Saya ingin memberikan bocoran saja, potensi Ngawi yang bisa dikembangkan. Pertama ajak Perhutani kerjasama untuk mengelola forest floor (lahan yang berada diantara tanaman Jati) untuk ditanami jenis yang tahan naungan seperti iles-iles atau biasa disebut porang yang nama latinnya Amorphopallus oncophillus (di Nganjuk saya dengar sudah berjalan), atau empon-empon (Jahe, Kunyit, Temulawak, dll). Jika sukses panen dan hasilnya sampai ratusan ton bisa untuk memberdayakan masyarakat sekitar hutan. Buat organisasinya di tingkat desa, pilih pengurus yang baik (nek korupsi langsung digantung wae wekekek).

Untuk daerah persawahan, bisa mengembangkan padi organik kalau tidak takut saingan dengan Sragen. Bisa juga ditambahkan ikan lele (usaha mina tani). Jarak Ngawi - Jogja dekat saja, jika sudah panen tidak perlu bingung, hampir semua mahasiswanya doyan makan pecel lele sehingga jalan-jalan dipenuhi warung tenda pecel lele. Untuk daerah pegunungan, tanam kakao atau kopi dan di bawahnya sama dengan program pertama tanami lantainya tapi dengan jenis empon-empon. Oh ya, untuk empon-empon tugas Pemda untuk MoU dengan pabrik Jamu (masak kalah sama Bantul, Bupatinya saja sering MoU dengan perusahaan besar, warga suruh tanam cabe se-Bantul, harga cabe turun dibeli pakai uang Pemda. Kok nggak rugi? lha Pemda sudah MoU dengan perusahaan yang nampung cabe).

Nah, uraian di atas telah menunjukkan betapa banyaknya program cerdas yang bisa dibuat (juga menunjukkan betapa tidak adanya konsep cerdas yang berjalan di Ngawi sampai saat ini, yo semoga saja sudah ada cuma saya yang tidak tahu).
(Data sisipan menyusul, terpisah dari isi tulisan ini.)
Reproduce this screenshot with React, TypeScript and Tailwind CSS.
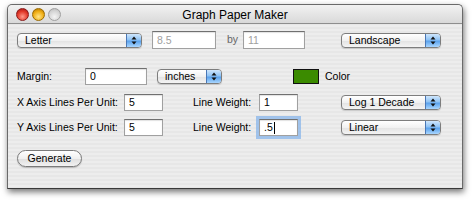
import React from "react";

const font = { fontFamily: '"Liberation Sans", Arial, sans-serif' };

function Arrows() {
  return (
    <svg width="6" height="9" viewBox="0 0 6 9">
      <path d="M3 0.5 L5.5 3.5 L0.5 3.5 Z" fill="#111" />
      <path d="M3 8.5 L5.5 5.5 L0.5 5.5 Z" fill="#111" />
    </svg>
  );
}

function Select({ label, w }: { label: string; w: string }) {
  return (
    <div
      className={`${w} h-[15px] flex items-stretch rounded-[4px] border border-[#7d7d7d] bg-[linear-gradient(#ffffff,#f1f1f1_50%,#e2e2e2_51%,#f4f4f4)] shadow-[0_1px_1px_rgba(0,0,0,0.15)] overflow-hidden`}
    >
      <div className="flex-1 flex items-center pl-[7px] text-[10.5px] leading-none text-black whitespace-nowrap">{label}</div>
      <div className="w-[15px] flex items-center justify-center border-l border-[#4a77b5] bg-[linear-gradient(#cfe6fc,#8fc3f5_45%,#5ba2ec_55%,#a9d6ff)]">
        <Arrows />
      </div>
    </div>
  );
}

function Field({ value, w, disabled, focus, h = "h-[17px]" }: { value: string; w: string; disabled?: boolean; focus?: boolean; h?: string }) {
  return (
    <div
      className={`${w} ${h} flex items-center pl-[4px] bg-white border border-[#a0a0a0] border-t-[#707070] shadow-[inset_0_1px_1px_rgba(0,0,0,0.12)] text-[10.5px] leading-none ${disabled ? "text-[#a0a0a0]" : "text-black"} ${focus ? "outline outline-[3px] outline-[#8db8ea]/80" : ""}`}
    >
      {value}
      {focus && <span className="inline-block w-px h-[12px] bg-black ml-px" />}
    </div>
  );
}

export default function App() {
  return (
    <div className="w-[474px] h-[203px] bg-white relative overflow-hidden" style={font}>
      <div className="ml-[7px] mt-[4px] w-[456px] h-[185px] flex flex-col border border-[#6a6a6a] border-b-[#3a3a3a] rounded-t-[5px] shadow-[1px_3px_6px_rgba(0,0,0,0.55)] bg-[repeating-linear-gradient(#ededed_0px,#ededed_2px,#e7e7e7_2px,#e7e7e7_4px)]">
        <div className="h-[19px] flex items-center relative rounded-t-[5px] border-b border-[#8e8e8e] bg-[linear-gradient(#f2f2f2,#d9d9d9)]">
          <div className="flex items-center gap-[3px] pl-[8px] pt-[1px]">
            <div className="w-[13px] h-[13px] rounded-full border border-[#8a1a1a] bg-[radial-gradient(circle_at_50%_70%,#ff9a8a,#e23a2a_55%,#9c1010)]" />
            <div className="w-[13px] h-[13px] rounded-full border border-[#9a6a00] bg-[radial-gradient(circle_at_50%_70%,#ffe58a,#f0ae14_55%,#a56a00)]" />
            <div className="w-[13px] h-[13px] rounded-full border border-[#a0a0a0] bg-[radial-gradient(circle_at_50%_70%,#f4f4f4,#d4d4d4_60%,#b4b4b4)]" />
          </div>
          <div className="absolute inset-0 pt-[1px] flex items-center justify-center text-[12px] text-black whitespace-nowrap">Graph Paper Maker</div>
        </div>

        <div className="pl-[9px] pt-[7px] flex flex-col text-[10.5px] text-black whitespace-nowrap">
          <div className="h-[18px] flex items-center">
            <Select label="Letter" w="w-[125px]" />
            <div className="ml-[10px]"><Field value="8.5" w="w-[64px]" h="h-[18px]" disabled /></div>
            <div className="ml-[11px] w-[16px] text-[#666]">by</div>
            <Field value="11" w="w-[62px]" h="h-[18px]" disabled />
            <div className="ml-[36px]"><Select label="Landscape" w="w-[100px]" /></div>
          </div>

          <div className="h-[17px] mt-[19px] flex items-center">
            <div className="w-[68px]">Margin:</div>
            <Field value="0" w="w-[62px]" />
            <div className="ml-[10px]"><Select label="inches" w="w-[65px]" /></div>
            <div className="ml-[71px] w-[26px] h-[15px] border border-[#111] bg-[#3b8b00]" />
            <div className="ml-[6px]">Color</div>
          </div>

          <div className="h-[17px] mt-[9px] flex items-center">
            <div className="w-[107px]">X Axis Lines Per Unit:</div>
            <Field value="5" w="w-[39px]" />
            <div className="ml-[30px] w-[66px]">Line Weight:</div>
            <Field value="1" w="w-[39px]" />
            <div className="ml-[43px]"><Select label="Log 1 Decade" w="w-[100px]" /></div>
          </div>

          <div className="h-[17px] mt-[8px] flex items-center">
            <div className="w-[107px]">Y Axis Lines Per Unit:</div>
            <Field value="5" w="w-[39px]" />
            <div className="ml-[30px] w-[66px]">Line Weight:</div>
            <Field value=".5" w="w-[39px]" focus />
            <div className="ml-[43px]"><Select label="Linear" w="w-[100px]" /></div>
          </div>

          <div className="mt-[14px] w-[65px] h-[17px] flex items-center justify-center rounded-full border border-[#7a7a7a] bg-[linear-gradient(#ffffff,#f0f0f0_50%,#dedede_51%,#f2f2f2)] shadow-[0_1px_1px_rgba(0,0,0,0.2)] text-[10.5px]">
            Generate
          </div>
        </div>
      </div>
    </div>
  );
}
Terakhir, sedulur-sedulur semua orang Ngawi, bijaklah menggunakan hak pilih sampeyan. Jangan hanya demi uang dalam amplop (pokok e nek ana duit neng amplop wis jelas calon e kuwi goblok ga gelem mikir, ga iso gawe program opo maneh mimpin! weleh-weleh sabar Cak! ojo atos-atos. Emosi aku!).